The stay is not permanent. A lender can ask the bankruptcy court for relief from the stay, and courts routinely grant it when the borrower has no realistic plan to cure the default. A Chapter 13 bankruptcy can buy meaningful time because it allows you to propose a repayment plan to catch up on arrears over three to five years. For non-monetary defaults like insurance lapse or unpaid taxes, though, the fix is often simpler than a repayment plan — you just need to obtain the insurance or pay the taxes. Bankruptcy is a serious step with lasting consequences, and it works best as a genuine financial reorganization tool rather than a delay tactic.
If a non-monetary default does lead to foreclosure, the tax consequences can be significant. When a lender forecloses and cancels any remaining debt you owe, the IRS generally treats the forgiven amount as taxable income.7Internal Revenue Service. Topic No. 431, Canceled Debt – Is It Taxable or Not? How the tax works depends on whether you were personally liable for the debt.
For a recourse loan, where you are personally liable, the IRS treats the foreclosure as two separate events: a sale of the property at fair market value (which may produce a capital gain or loss) and a cancellation of debt for the amount the lender forgives above that fair market value. For a nonrecourse loan, where the property is the lender’s only remedy, the IRS treats your amount realized as the full loan balance with no separate cancellation of debt income.7Internal Revenue Service. Topic No. 431, Canceled Debt – Is It Taxable or Not?
For years, the Mortgage Forgiveness Debt Relief Act allowed homeowners to exclude canceled debt on a primary residence from taxable income. That exclusion expired at the end of 2025 and does not apply to discharges occurring in 2026 or later.8Internal Revenue Service. Publication 4681 – Canceled Debts, Foreclosures, Repossessions, and Abandonments Other exclusions may still apply, including the insolvency exclusion (where your total debts exceed total assets at the time of cancellation), but borrowers who lose a home to foreclosure in 2026 should expect a potential tax bill on any forgiven debt and plan accordingly.
A breach letter is not a foreclosure. It’s a warning with a deadline, and in most cases the problem is fixable. The single most important thing is to act within the cure period, which is typically 30 days. Obtain replacement homeowners insurance and send proof to your servicer. Pay the overdue property taxes. If the violation involves an unauthorized property transfer, consult an attorney immediately about whether it can be reversed or whether it falls under one of the federal exemptions.

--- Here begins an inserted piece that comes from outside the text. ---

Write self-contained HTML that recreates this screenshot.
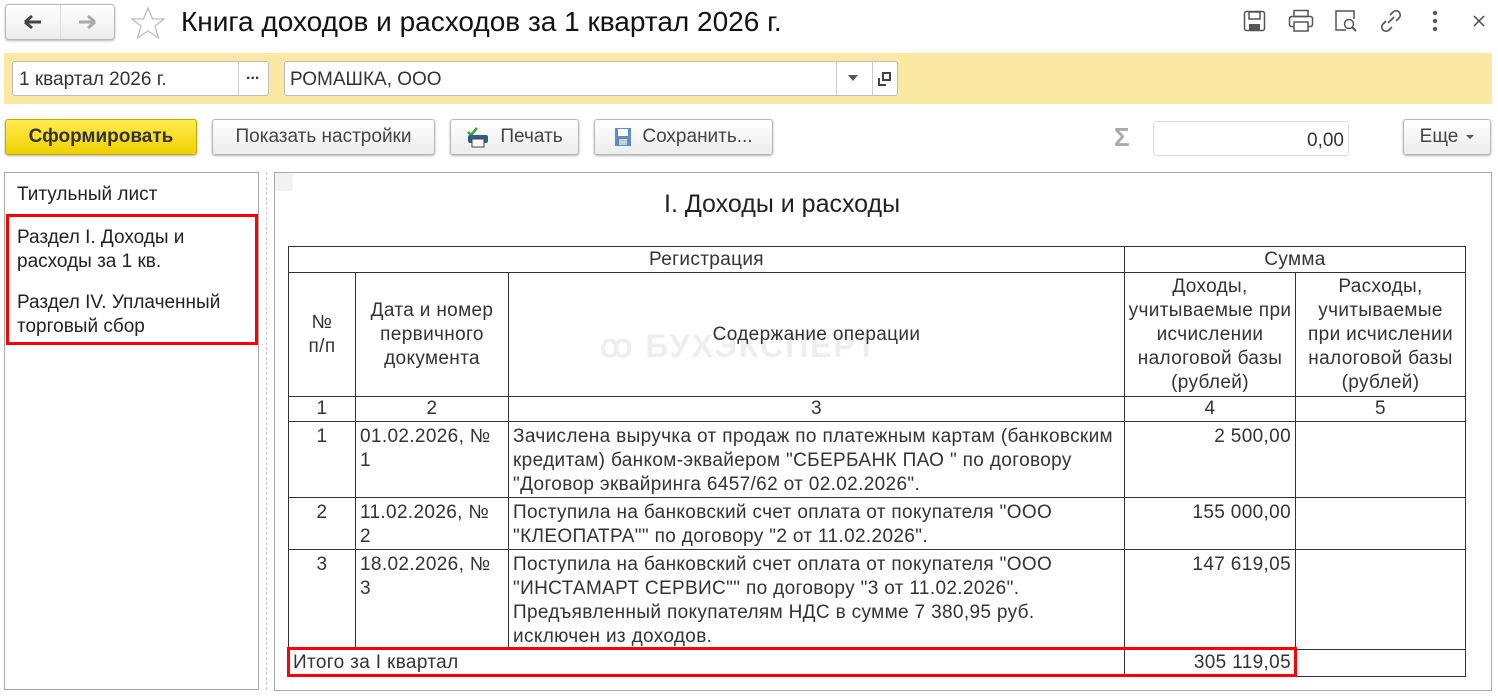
<!DOCTYPE html>
<html><head><meta charset="utf-8"><style>
*{box-sizing:border-box;margin:0;padding:0}
body{width:1498px;height:696px;background:#fff;font-family:"Liberation Sans",Arial,sans-serif;color:#333;position:relative;overflow:hidden;font-size:19px}
.a{position:absolute}
.btn{position:absolute;border:1px solid #b8b8b8;border-radius:3px;background:linear-gradient(#fff,#ececec);box-shadow:0 1px 2px rgba(0,0,0,.3);font-size:19px;color:#444;display:flex;align-items:center;justify-content:center}
.inp{position:absolute;background:#fff;border:1px solid #bdbdbd;border-radius:3px}
table{position:absolute;left:288px;top:246px;border-collapse:collapse;table-layout:fixed;font-size:19px;color:#333;letter-spacing:0.35px}
td{border:1px solid #333;line-height:24px;vertical-align:top;padding:0 4px;white-space:nowrap;overflow:hidden}
td.t{padding-top:3px}
.c{text-align:center}.r{text-align:right}.m{vertical-align:middle}
</style></head><body>
<div class="btn" style="left:5px;top:4px;width:110px;height:36px;border-radius:4px;justify-content:flex-start">
<div style="width:55px;height:34px;border-right:1px solid #ddd;display:flex;align-items:center;justify-content:center"><svg width="20" height="16"><path d="M2 8H18M2 8L9 2M2 8L9 14" stroke="#444" stroke-width="3" fill="none"/></svg></div>
<div style="width:54px;display:flex;justify-content:center"><svg width="20" height="16"><path d="M2 8H18M18 8L11 2M18 8L11 14" stroke="#aaa" stroke-width="3" fill="none"/></svg></div></div>
<svg class="a" style="left:130px;top:6px" width="36" height="34"><path d="M18 2L22.5 13H34L25 20L28.5 32L18 25L7.5 32L11 20L2 13H13.5Z" fill="none" stroke="#bbb" stroke-width="1.3"/></svg>
<div class="a" style="left:181px;top:6px;font-size:28px;color:#111">Книга доходов и расходов за 1 квартал 2026 г.</div>
<svg class="a" style="left:1243px;top:10px" width="24" height="22"><rect x="1.5" y="1.5" width="20" height="19" rx="2" fill="none" stroke="#555" stroke-width="1.5"/><rect x="6" y="2" width="11" height="7" fill="none" stroke="#555" stroke-width="1.5"/><rect x="6" y="14" width="11" height="6" fill="#555"/></svg>
<svg class="a" style="left:1288px;top:9px" width="26" height="24"><rect x="6" y="1.5" width="14" height="6" fill="none" stroke="#555" stroke-width="1.5"/><rect x="1.5" y="7.5" width="23" height="10" rx="2" fill="none" stroke="#555" stroke-width="1.5"/><rect x="6" y="13" width="14" height="9" fill="#fff" stroke="#555" stroke-width="1.5"/></svg>
<svg class="a" style="left:1334px;top:9px" width="26" height="24"><path d="M12 21H2V2H20V10" fill="none" stroke="#555" stroke-width="1.5"/><circle cx="15" cy="15" r="4.5" fill="none" stroke="#555" stroke-width="1.5"/><path d="M18 18L22 22" stroke="#555" stroke-width="2"/></svg>
<svg class="a" style="left:1378px;top:9px" width="26" height="24"><path d="M10 14L16 8M12 6l3-3a4 4 0 016 6l-3 3M14 18l-3 3a4 4 0 01-6-6l3-3" fill="none" stroke="#555" stroke-width="1.6"/></svg>
<svg class="a" style="left:1431px;top:10px" width="8" height="22"><circle cx="4" cy="3" r="2.2" fill="#555"/><circle cx="4" cy="11" r="2.2" fill="#555"/><circle cx="4" cy="19" r="2.2" fill="#555"/></svg>
<svg class="a" style="left:1472px;top:14px" width="14" height="14"><path d="M2 2L12 12M12 2L2 12" stroke="#444" stroke-width="1.4"/></svg>
<div class="a" style="left:4px;top:53px;width:1488px;height:51px;background:#fbe9a3"></div>
<div class="inp" style="left:12px;top:61px;width:257px;height:35px"><div class="a" style="left:6px;top:7px;font-size:19px">1 квартал 2026 г.</div><div class="a" style="left:225px;top:0;width:1px;height:33px;background:#ccc"></div><div class="a" style="left:233px;top:4px;font-size:16px;font-weight:bold">...</div></div>
<div class="inp" style="left:284px;top:61px;width:614px;height:35px"><div class="a" style="left:5px;top:7px;font-size:19px">РОМАШКА, ООО</div><div class="a" style="left:551px;top:0;width:1px;height:33px;background:#ccc"></div><svg class="a" style="left:563px;top:13px" width="10" height="6"><path d="M0 0H10L5 6Z" fill="#555"/></svg><div class="a" style="left:587px;top:0;width:1px;height:33px;background:#ccc"></div><svg class="a" style="left:592px;top:9px" width="16" height="16"><path d="M2 7V14H9" fill="none" stroke="#444" stroke-width="2"/><rect x="6" y="2" width="7" height="7" fill="none" stroke="#444" stroke-width="2"/></svg></div>
<div class="btn" style="left:5px;top:119px;width:192px;height:36px;background:linear-gradient(#ffec50,#f0d000);border-color:#c9a800;font-weight:bold;font-size:19px;color:#333">Сформировать</div>
<div class="btn" style="left:212px;top:119px;width:223px;height:36px">Показать настройки</div>
<div class="btn" style="left:450px;top:119px;width:129px;height:36px"><svg width="24" height="22" style="margin-right:10px"><path d="M2 6L5 9L11 2" stroke="#3a3" stroke-width="2.5" fill="none"/><rect x="2" y="9" width="20" height="8" rx="2" fill="#2d5f8e"/><rect x="6" y="13" width="12" height="8" fill="#fff" stroke="#444"/></svg>Печать</div>
<div class="btn" style="left:594px;top:119px;width:179px;height:36px"><svg width="18" height="20" style="margin-right:10px"><rect x="1" y="1" width="16" height="18" fill="#5c8fc4"/><rect x="4" y="2" width="10" height="7" fill="#fff"/><rect x="5" y="12" width="8" height="6" fill="#ccc"/></svg>Сохранить...</div>
<div class="a" style="left:1114px;top:122px;font-size:26px;color:#aaa;font-weight:bold">Σ</div>
<div class="inp" style="left:1153px;top:121px;width:196px;height:35px;border-color:#ddd"><div class="a" style="right:4px;top:8px;font-size:19px">0,00</div></div>
<div class="btn" style="left:1403px;top:119px;width:88px;height:36px;font-size:19px">Еще<svg width="8" height="5" style="margin-left:8px"><path d="M0 0H8L4 4Z" fill="#555"/></svg></div>
<div class="a" style="left:4px;top:172px;width:255px;height:518px;border:1px solid #aaa"></div>
<div class="a" style="left:17px;top:184px;font-size:19px;color:#222">Титульный лист</div>
<div class="a" style="left:6px;top:214px;width:252px;height:131px;border:3px solid #f00"></div>
<div class="a" style="left:17px;top:226px;font-size:19px;line-height:24px;color:#222">Раздел I. Доходы и<br>расходы за 1 кв.</div>
<div class="a" style="left:17px;top:291px;font-size:19px;line-height:24px;color:#222">Раздел IV. Уплаченный<br>торговый сбор</div>
<div class="a" style="left:266px;top:172px;height:518px;border-left:1px dashed #ccc"></div>
<div class="a" style="left:274px;top:172px;width:1218px;height:519px;border:1px solid #aaa"></div>
<div class="a" style="left:275px;top:173px;width:18px;height:18px;background:#f2f2f2"></div>
<div class="a" style="left:664px;top:190px;font-size:25px;color:#222">I. Доходы и расходы</div>
<div class="a" style="left:600px;top:327px;font-size:32px;font-weight:bold;color:#eeeef2;letter-spacing:2px">ꝏ БУХЭКСПЕРТ</div>
<table>
<colgroup><col style="width:67px"><col style="width:153px"><col style="width:616px"><col style="width:171px"><col style="width:170px"></colgroup>
<tr style="height:26px"><td colspan="3" class="c" style="padding-top:1px">Регистрация</td><td colspan="2" class="c" style="padding-top:1px">Сумма</td></tr>
<tr style="height:124px"><td class="c m">№<br>п/п</td><td class="c m">Дата и номер<br>первичного<br>документа</td><td class="c m">Содержание операции</td><td class="c" style="padding:2px 0 0">Доходы,<br>учитываемые при<br>исчислении<br>налоговой базы<br>(рублей)</td><td class="c" style="padding:2px 0 0">Расходы,<br>учитываемые<br>при исчислении<br>налоговой базы<br>(рублей)</td></tr>
<tr style="height:24px"><td class="c">1</td><td class="c">2</td><td class="c">3</td><td class="c">4</td><td class="c">5</td></tr>
<tr style="height:76px"><td class="c t">1</td><td class="t">01.02.2026, №<br>1</td><td class="t">Зачислена выручка от продаж по платежным картам (банковским<br>кредитам) банком-эквайером "СБЕРБАНК ПАО " по договору<br>"Договор эквайринга 6457/62 от 02.02.2026".</td><td class="r t">2 500,00</td><td></td></tr>
<tr style="height:51px"><td class="c t">2</td><td class="t">11.02.2026, №<br>2</td><td class="t">Поступила на банковский счет оплата от покупателя "ООО<br>"КЛЕОПАТРА"" по договору "2 от 11.02.2026".</td><td class="r t">155 000,00</td><td></td></tr>
<tr style="height:100px"><td class="c t">3</td><td class="t">18.02.2026, №<br>3</td><td class="t">Поступила на банковский счет оплата от покупателя "ООО<br>"ИНСТАМАРТ СЕРВИС"" по договору "3 от 11.02.2026".<br>Предъявленный покупателям НДС в сумме 7 380,95 руб.<br>исключен из доходов.</td><td class="r t">147 619,05</td><td></td></tr>
<tr style="height:27px"><td colspan="3" style="padding-top:1px">Итого за I квартал</td><td class="r" style="padding-top:1px">305 119,05</td><td></td></tr>
</table>
<div class="a" style="left:287px;top:647px;width:1010px;height:30px;border:3px solid #f00"></div>
</body></html>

If you believe the default notice is wrong — for example, the lender claims your insurance lapsed but you have proof of continuous coverage — respond in writing with documentation. Errors do happen, particularly when insurers fail to send proof of coverage to the servicer. Keep copies of everything you send.
For situations where curing the default isn’t straightforward, contacting a HUD-approved housing counselor (available at no cost) or a foreclosure defense attorney can help you evaluate your options. The earlier you respond to a breach letter, the more options you have. Once the cure period expires and the lender accelerates the loan, your choices narrow dramatically.